Have you already encountered the term ATH in your adventures in the crypto markets? It’s one of those concepts you need to know if you want to take trading seriously. What exactly is ATH? All Time High is simply the highest price level that a given asset has ever reached in history. Sounds simple, but the implications are really important.



When I first saw a cryptocurrency reach its record high, I thought it was a pure victory. All investors felt excited, and the media were writing about new opportunities. But I quickly learned — what ATH means for you as a trader depends entirely on when you enter a position. Buying at the top is a recipe for losses. That’s exactly the moment when most inexperienced players jump into the market.

Most often, when a new price record appears, people act more on instinct than analysis. They see the price rising and want to be part of the action. The problem is, at this point, there isn’t much fuel left for growth. The market has absorbed most of the available supply, and after reaching the peak, a testing or correction period usually follows, which can last weeks or even months.

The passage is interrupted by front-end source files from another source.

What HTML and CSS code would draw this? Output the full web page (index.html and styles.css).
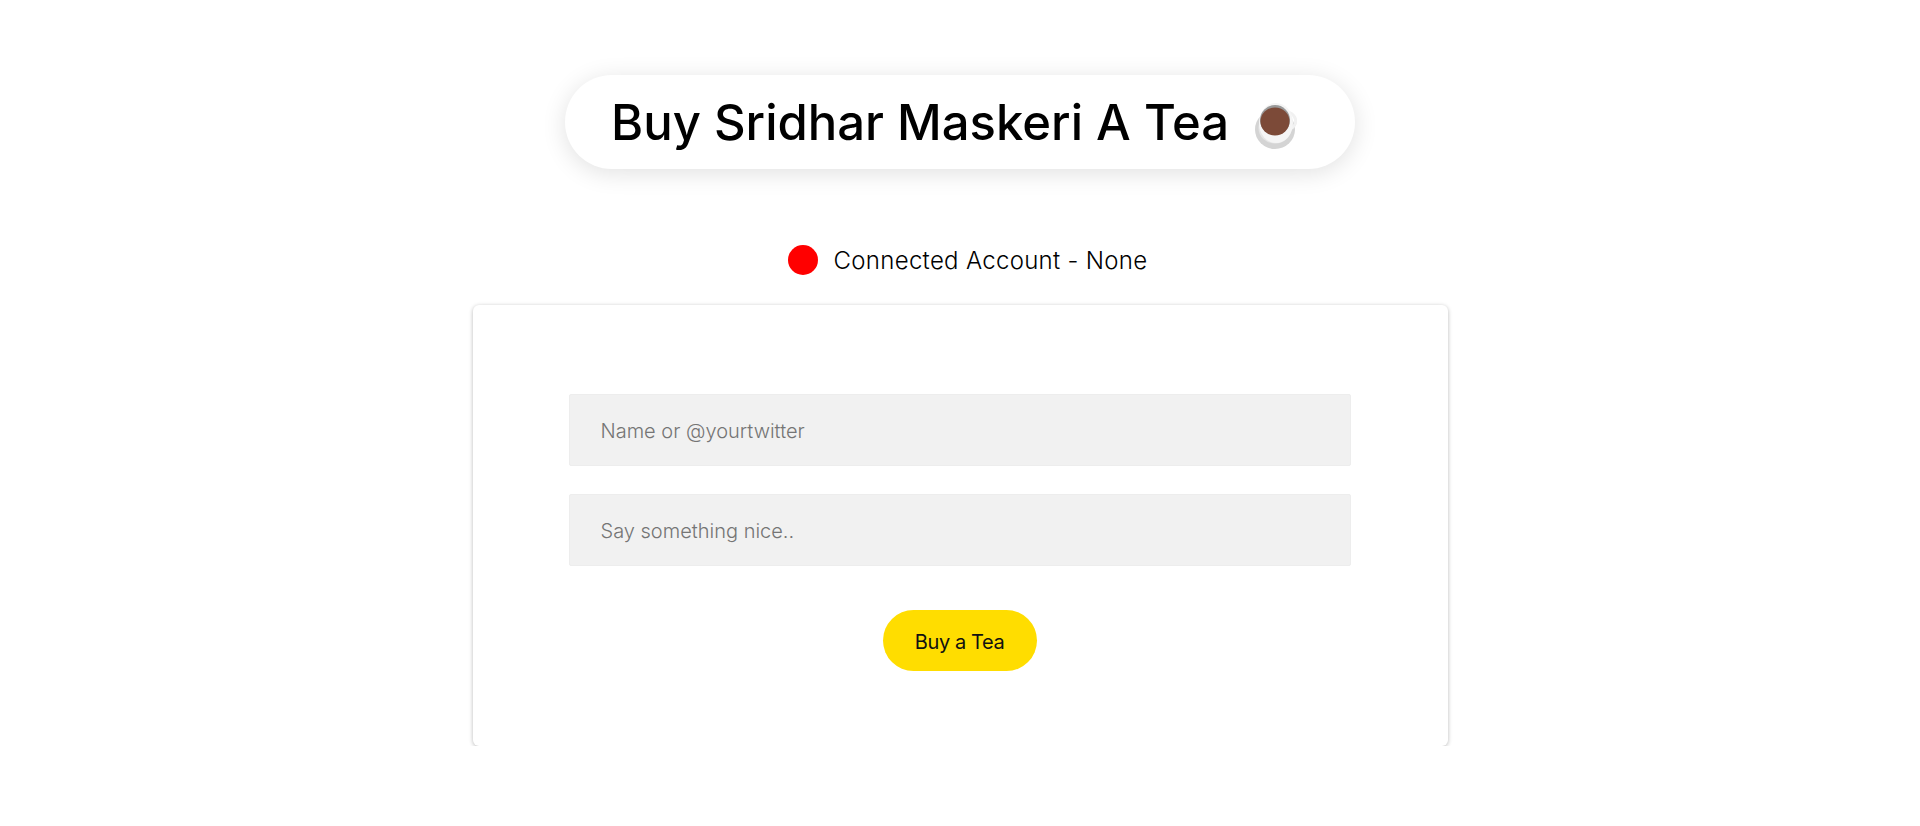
FILE: index.html
```html
<!DOCTYPE html>
<html lang="en">
<head>
    <meta charset="UTF-8">
    <title>Buy Sridhar Maskeri A Tea</title>
    <link rel="stylesheet" href="styles.css">
</head>
<body>
    <main class="page">
        <h1 class="title">
            <span>Buy Sridhar Maskeri A Tea</span>
            <svg class="cup" viewBox="0 0 42 46" aria-hidden="true">
                <ellipse cx="20" cy="26.5" rx="20" ry="19.5" fill="#d4d4d4"/>
                <ellipse cx="20" cy="25" rx="16.5" ry="15.5" fill="#e6e6e6"/>
                <path d="M31 9.5a8.5 8.5 0 0 1 7 14.5l-5 3.5" fill="none" stroke="#f1f1f1" stroke-width="3"/>
                <ellipse cx="21" cy="20" rx="17" ry="20" fill="#f5f5f5"/>
                <ellipse cx="20" cy="17" rx="15" ry="15" fill="#9a9a9a"/>
                <ellipse cx="20" cy="18.5" rx="14.5" ry="14" fill="#7c4a38"/>
            </svg>
        </h1>
        <div class="account">
            <span class="dot"></span>
            <span>Connected Account - None</span>
        </div>
        <form class="card">
            <input class="field" type="text" placeholder="Name or @yourtwitter">
            <input class="field" type="text" placeholder="Say something nice..">
            <button class="buy" type="button">Buy a Tea</button>
        </form>
    </main>
</body>
</html>
```
FILE: styles.css
```css
* {
    box-sizing: border-box;
}
body {
    margin: 0;
    background: #fff;
    color: #000;
    font-family: "Inter", "Noto Sans", sans-serif;
}
.page {
    display: flex;
    flex-direction: column;
    align-items: center;
    padding-top: 75px;
}
.title {
    width: 790px;
    height: 94px;
    margin: 0;
    padding: 0 46px;
    display: flex;
    align-items: center;
    gap: 26px;
    border-radius: 47px;
    box-shadow: 0 4px 24px rgba(0, 0, 0, 0.12);
    font-size: 49px;
    font-weight: 500;
}
.cup {
    width: 42px;
    height: 46px;
    margin-top: 8px;
}
.account {
    margin-top: 76px;
    margin-left: 15px;
    display: flex;
    align-items: center;
    gap: 16px;
    font-size: 24px;
    font-weight: 300;
    letter-spacing: 0.3px;
}
.dot {
    width: 30px;
    height: 30px;
    border-radius: 50%;
    background: #f00;
}
.card {
    width: 975px;
    height: 441px;
    margin-top: 30px;
    padding: 89px 97px 0 96px;
    display: flex;
    flex-direction: column;
    align-items: center;
    gap: 28px;
    border-radius: 6px;
    box-shadow: 0 1px 4px rgba(0, 0, 0, 0.28);
}
.field {
    width: 100%;
    height: 72px;
    padding: 2px 31px 0;
    border: 1px solid #ededed;
    border-radius: 2px;
    background: #f1f1f1;
    font-family: inherit;
    font-size: 20px;
    font-weight: 300;
}
.field::placeholder {
    color: #757575;
}
.buy {
    width: 154px;
    height: 61px;
    margin-top: 16px;
    padding: 2px 0 0;
    border: 0;
    border-radius: 31px;
    background: #fd0;
    color: #111;
    font-family: inherit;
    font-size: 20px;
    font-weight: 400;
    letter-spacing: -0.4px;
}
```
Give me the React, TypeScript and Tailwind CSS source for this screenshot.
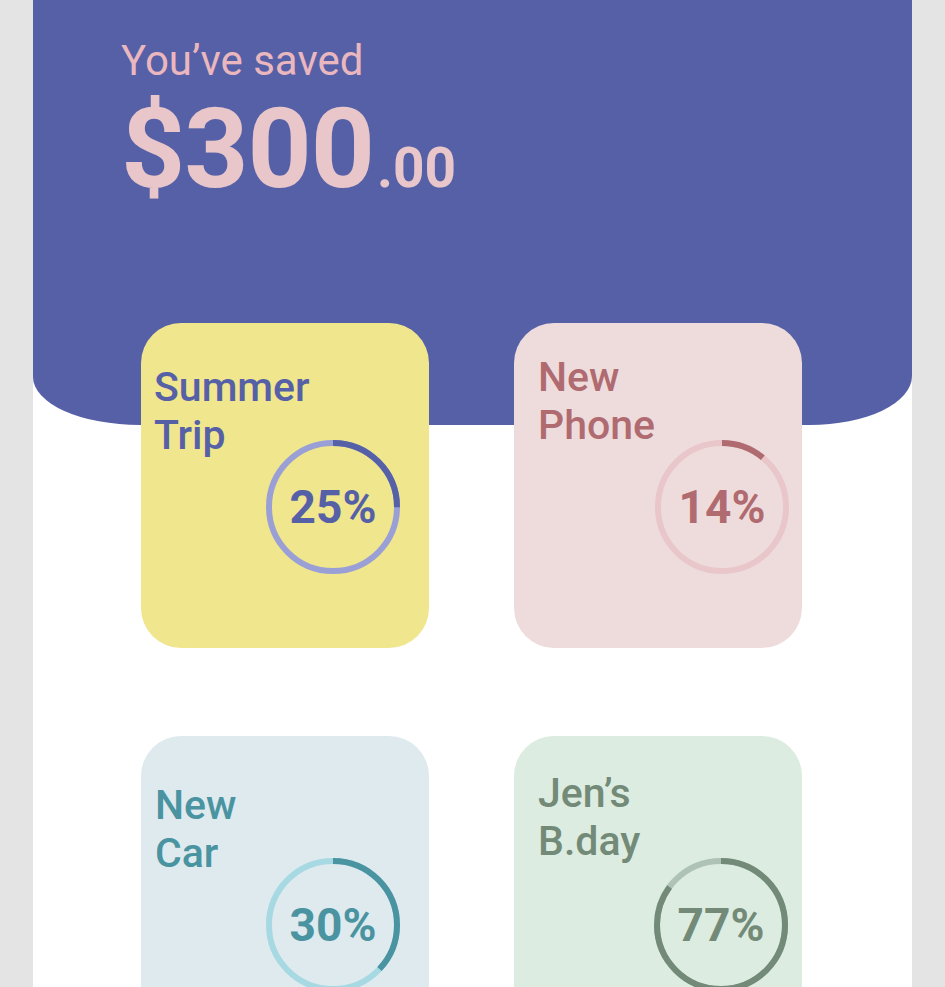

What to do when you’re approaching an ATH? It’s worth applying a few practical tools. Fibonacci is my favorite — levels 23.6%, 38.2%, 50%, 61.8%, and 78.6% often act as support and resistance. Moving averages (MA) also work well for me — if the price is below the MA line, we’re usually in a downtrend. It’s simple but effective.

If you want to minimize risk, remember the three stages of a breakout: action (price breaks resistance), reaction (momentum weakens, durability tests), and resolution (trend confirmation or reversal). Identify candlestick patterns just below the breakout point — they are often round or square bottoms.

Now that you know what ATH is and how to behave, a decision lies ahead. If you’re a long-term investor who believes in the project, you can hold your position. But most people choose a more cautious approach — selling part of their assets at the top to secure profits. I personally use Fibonacci extensions to assess whether the current record is truly the end of the upward trend.

Set clear rules before entering a position. Define the minimum profit you want to achieve and the point at which you will close the position if the trend reverses. Increase your exposure only when the risk-to-reward ratio is favorable for you and the price is at a support level of the MA.

What does ATH ultimately mean for you? It’s not a bad or good signal in itself — it’s a signal to act based on your plan. Every trader should have a strategy in case their assets reach new highs. Have you ever found yourself in such a situation? What were your experiences? Share your thoughts — it’s always worth learning from others’ experiences.